# [WHAT TO PRODUCE]
State how many lines include "styles", giving the number by itself.

# [SUPPLIED INFORMATION]
++++++++++++++++++++
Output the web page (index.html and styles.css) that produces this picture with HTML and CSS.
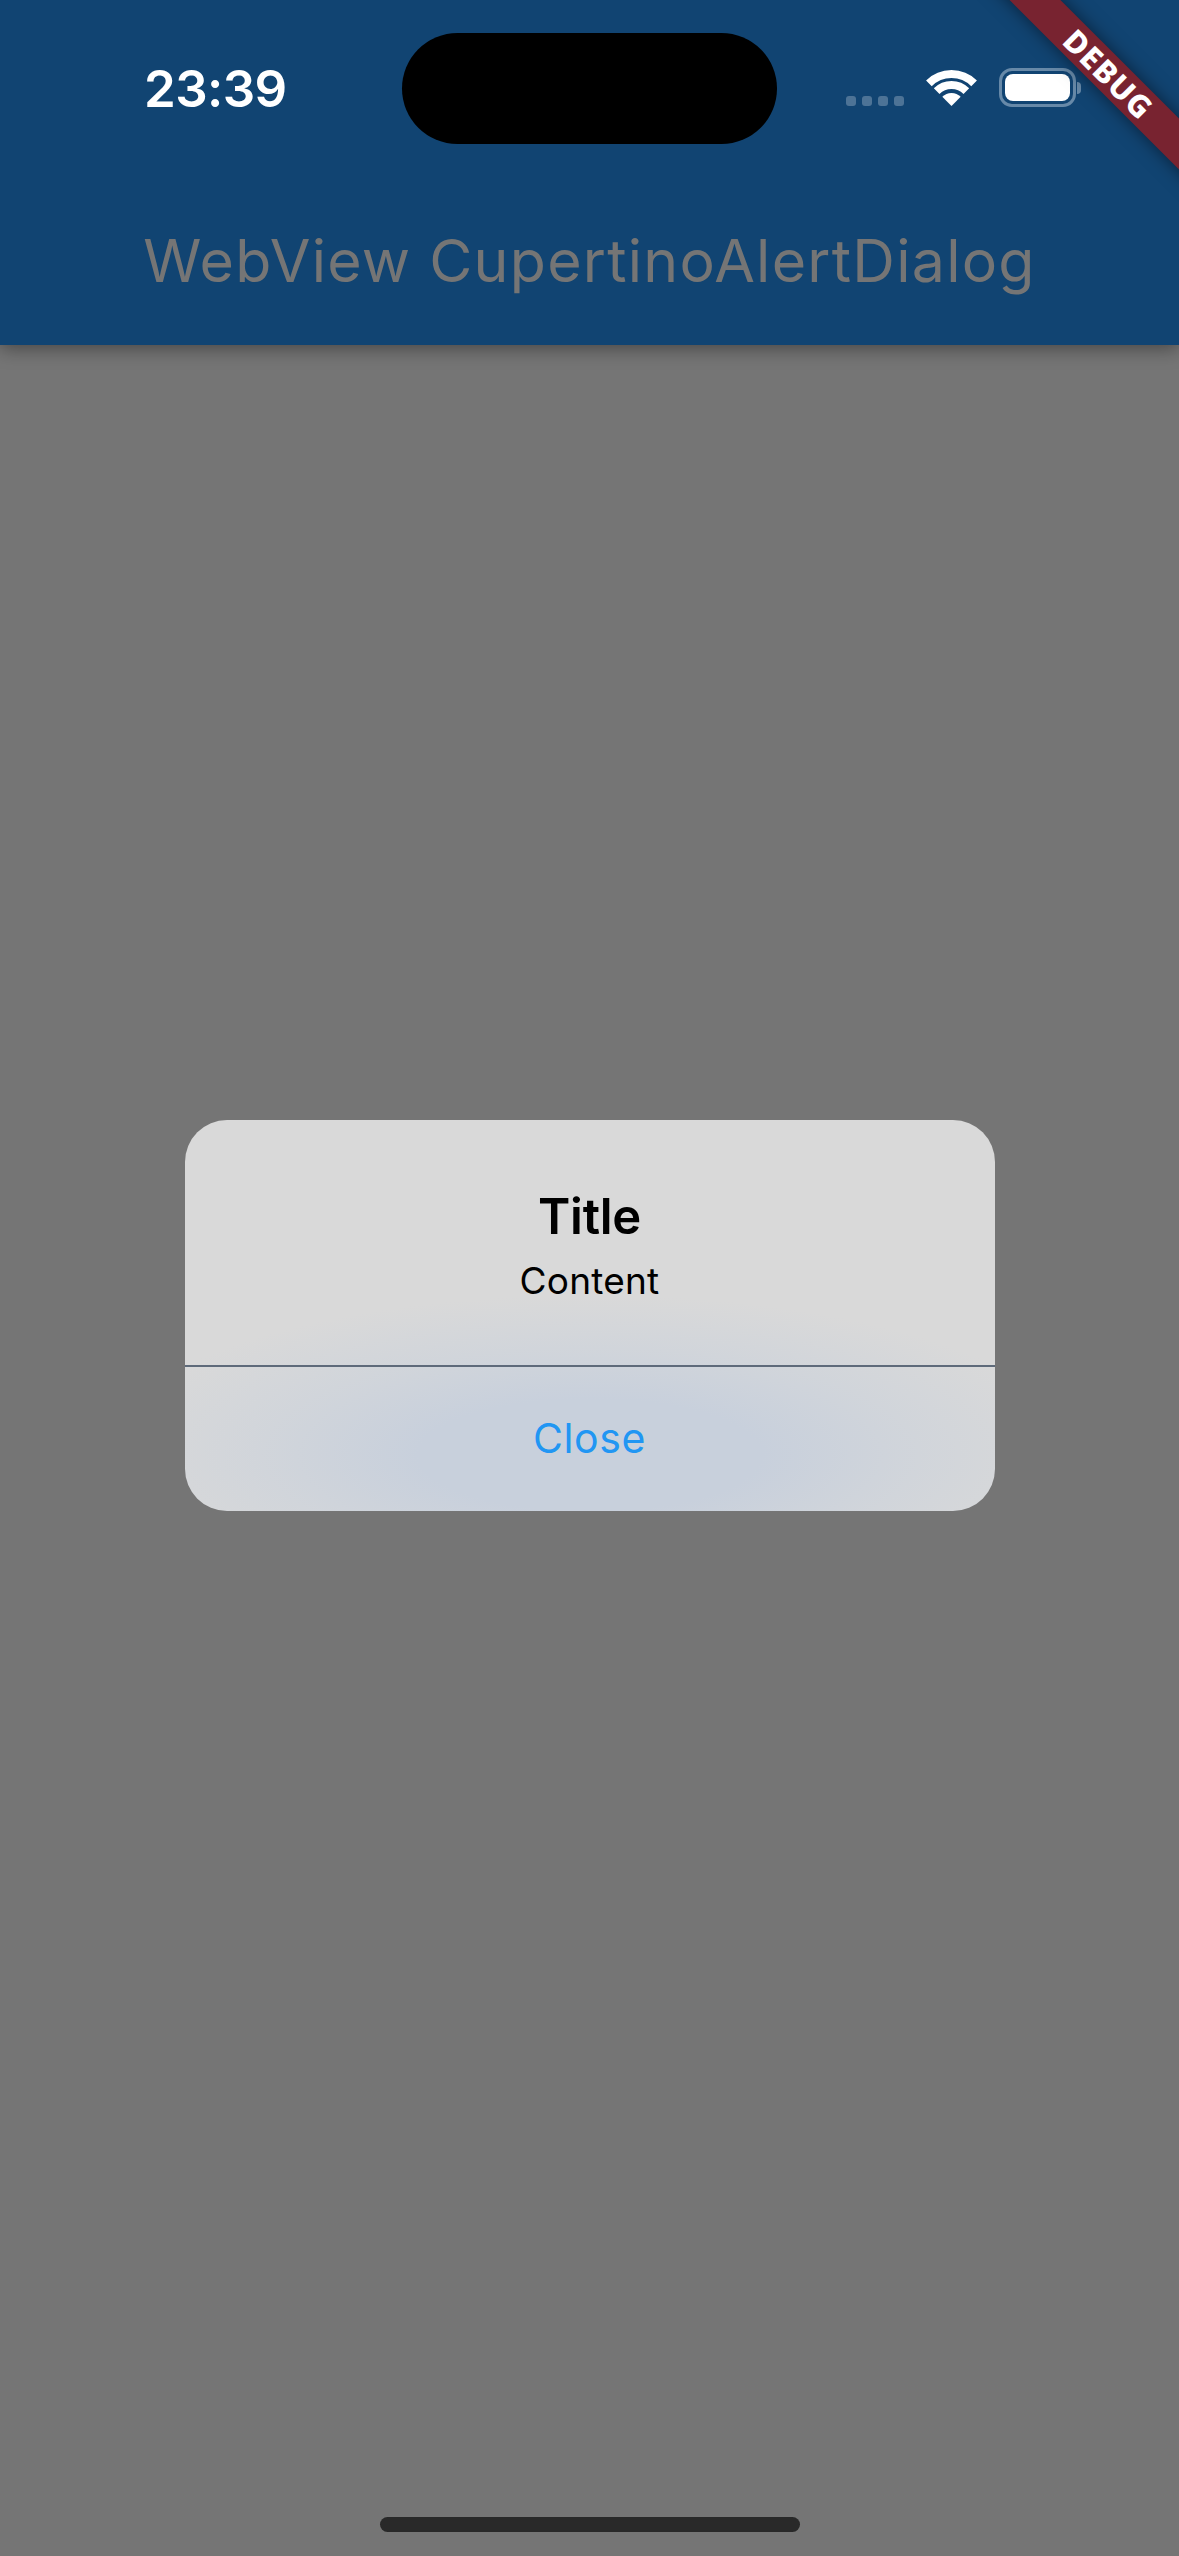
FILE: index.html
```html
<!DOCTYPE html>
<html lang="en">
<head>
<meta charset="utf-8">
<title>WebView CupertinoAlertDialog</title>
<link rel="stylesheet" href="styles.css">
</head>
<body>
<div class="screen">
  <header class="appbar">
    <div class="status">
      <div class="status-left"><span class="time">23:39</span></div>
      <div class="island"></div>
      <div class="status-right">
        <div class="dots"><i></i><i></i><i></i><i></i></div>
        <svg class="wifi" viewBox="0 0 51 37" width="51" height="37" aria-hidden="true">
          <path d="M2.9 14.4A32 32 0 0 1 48.1 14.4" fill="none" stroke="#fff" stroke-width="8"/>
          <path d="M10.65 22.15A21 21 0 0 1 40.35 22.15" fill="none" stroke="#fff" stroke-width="8"/>
          <path d="M25.5 37L16.3 27.8A13 13 0 0 1 34.7 27.8Z" fill="#fff"/>
        </svg>
        <div class="battery"><div class="battery-fill"></div></div>
        <div class="battery-nub"></div>
      </div>
    </div>
    <h1 class="title">WebView CupertinoAlertDialog</h1>
  </header>
  <main class="body">
    <section class="dialog">
      <div class="dialog-text">
        <h2 class="dialog-title">Title</h2>
        <p class="dialog-content">Content</p>
      </div>
      <div class="dialog-action">Close</div>
    </section>
    <div class="home"></div>
  </main>
  <div class="banner">DEBUG</div>
</div>
</body>
</html>
```
FILE: styles.css
```css
* { box-sizing: border-box; }
html, body { margin: 0; padding: 0; }
body { width: 1179px; height: 2556px; overflow: hidden; background: #757575; }
.screen {
  position: relative;
  width: 1179px;
  height: 2556px;
  overflow: hidden;
  display: flex;
  flex-direction: column;
  background: #757575;
  font-family: Inter, "Liberation Sans", sans-serif;
}
.appbar {
  height: 345px;
  flex: none;
  background: #114472;
  box-shadow: 0 3px 18px rgba(0, 0, 0, 0.42);
  display: flex;
  flex-direction: column;
  position: relative;
}
.status { display: flex; height: 144px; padding-top: 33px; }
.status-left { width: 402px; padding-left: 144px; padding-top: 26px; }
.time {
  display: block;
  font-family: Inter, sans-serif;
  font-size: 51px;
  line-height: 60px;
  font-weight: 600;
  letter-spacing: -0.6px;
  color: #fff;
}
.island { width: 375px; height: 111px; border-radius: 56px; background: #000; }
.status-right {
  margin-top: 35px;
  margin-left: 69px;
  height: 39px;
  display: flex;
  align-items: center;
}
.dots { display: flex; gap: 6px; align-self: flex-end; margin-bottom: 1px; }
.dots i { display: block; width: 10px; height: 10px; border-radius: 3px; background: #4d7396; }
.wifi { margin-left: 22px; }
.battery {
  margin-left: 22px;
  width: 77px;
  height: 39px;
  border: 3px solid #6789a8;
  border-radius: 13px;
  padding: 3px;
}
.battery-fill { width: 100%; height: 100%; background: #fff; border-radius: 8px; }
.battery-nub { margin-left: 1px; width: 4px; height: 12px; border-radius: 0 6px 6px 0; background: #6789a8; }
.title {
  margin: 0;
  padding-top: 82px;
  text-align: center;
  font-family: Inter, sans-serif;
  font-size: 59px;
  line-height: 70px;
  font-weight: 400;
  letter-spacing: 1.27px;
  color: #757575;
}
.body {
  flex: 1;
  display: flex;
  flex-direction: column;
  align-items: center;
  padding-top: 775px;
  padding-bottom: 24px;
}
.dialog {
  width: 810px;
  height: 391px;
  border-radius: 42px;
  overflow: hidden;
  background:
    radial-gradient(ellipse 490px 160px at 50% 335px, rgba(200, 208, 220, 1) 35%, rgba(207, 212, 219, 0.85) 65%, rgba(217, 217, 217, 0) 100%),
    #d9d9d9;
  display: flex;
  flex-direction: column;
}
.dialog-text {
  height: 247px;
  flex: none;
  border-bottom: 2px solid #5e6a7a;
  text-align: center;
  padding-top: 69px;
}
.dialog-title {
  margin: 0;
  font-size: 49px;
  line-height: 56px;
  font-weight: 600;
  letter-spacing: -0.3px;
  color: #000;
}
.dialog-content {
  margin: 13px 0 0;
  font-size: 37px;
  line-height: 46px;
  font-weight: 400;
  letter-spacing: 0.2px;
  color: #000;
}
.dialog-action {
  flex: 1;
  display: flex;
  align-items: center;
  justify-content: center;
  padding-bottom: 2px;
  font-size: 41px;
  font-weight: 400;
  letter-spacing: 0.6px;
  color: #2196f3;
}
.home {
  margin-top: auto;
  width: 420px;
  height: 15px;
  border-radius: 8px;
  background: #292929;
}
.banner {
  position: absolute;
  left: 907px;
  top: 54px;
  width: 400px;
  height: 36px;
  transform: rotate(45deg);
  background: #782330;
  box-shadow: 0 0 18px rgba(0, 0, 0, 0.5);
  color: #fff;
  font-family: "Noto Sans", sans-serif;
  font-weight: 800;
  font-size: 31px;
  line-height: 36px;
  letter-spacing: 1px;
  padding-left: 5px;
  text-align: center;
}
```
++++++++++++++++++++
# [TASK OUTPUT]
3